We saw the best out of Sahin in 2010-11 with Borussia Dortmund, where he played in a 4-2-3-1 system similar to the one Andre Villas-Boas is utilizing with Spurs. Sahin was the offensive creator, sitting deep and spraying balls to Dortmund's talented attacking midfielders. He was paired with Sven Bender, who ably did the majority of running and tackling, covering Sahin's deficiencies in this manner. This midfield pairing saw Dortmund win the Bundesliga in a surprise to nearly all of Europe.

It seems well to reason that Sahin could replicate his 2010-11 form alongside Sandro. The wingers especially seem likely to benefit from having a passer of Sahin's talents deep in midfield, as too often against Newcastle Bale and Lennon came deep to pick up the ball.

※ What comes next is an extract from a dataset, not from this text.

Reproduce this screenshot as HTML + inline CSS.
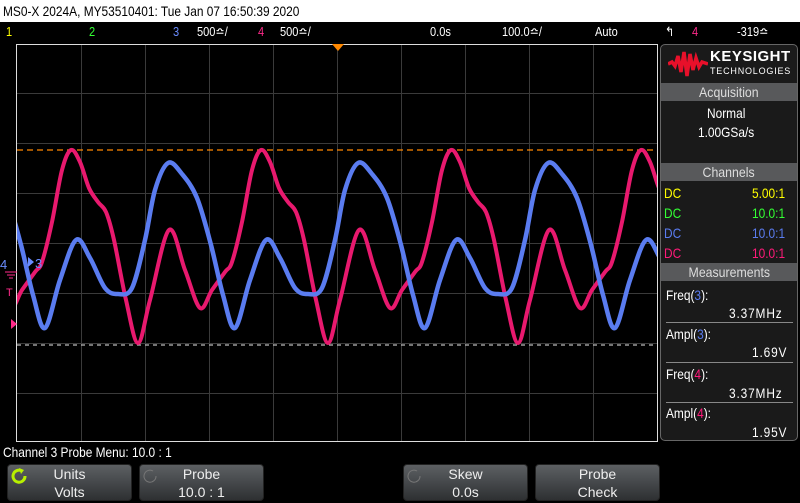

Sahin's play would help push the pair deeper and wider, pinning back the opposing fullbacks and opening up space. Space that should see Gylfi Sigurdsson match last year's play with Swansea, where the Swans' imposing wide play allotted the Icelandic midfielder tremendous attacking opportunities.

New rumours again having the Luka Modric saga coming to an end. It seems unlikely that Sahin would agree to a full transfer to Spurs to help bankroll the deal for Madrid. However, Daniel Levy would be wise to push for a loan-to-buy deal for Sahin attached to any Modric sale. With just nine days left in the transfer window, Spurs will struggle to find a better-fitting midfield piece than the out-of-favor Turk.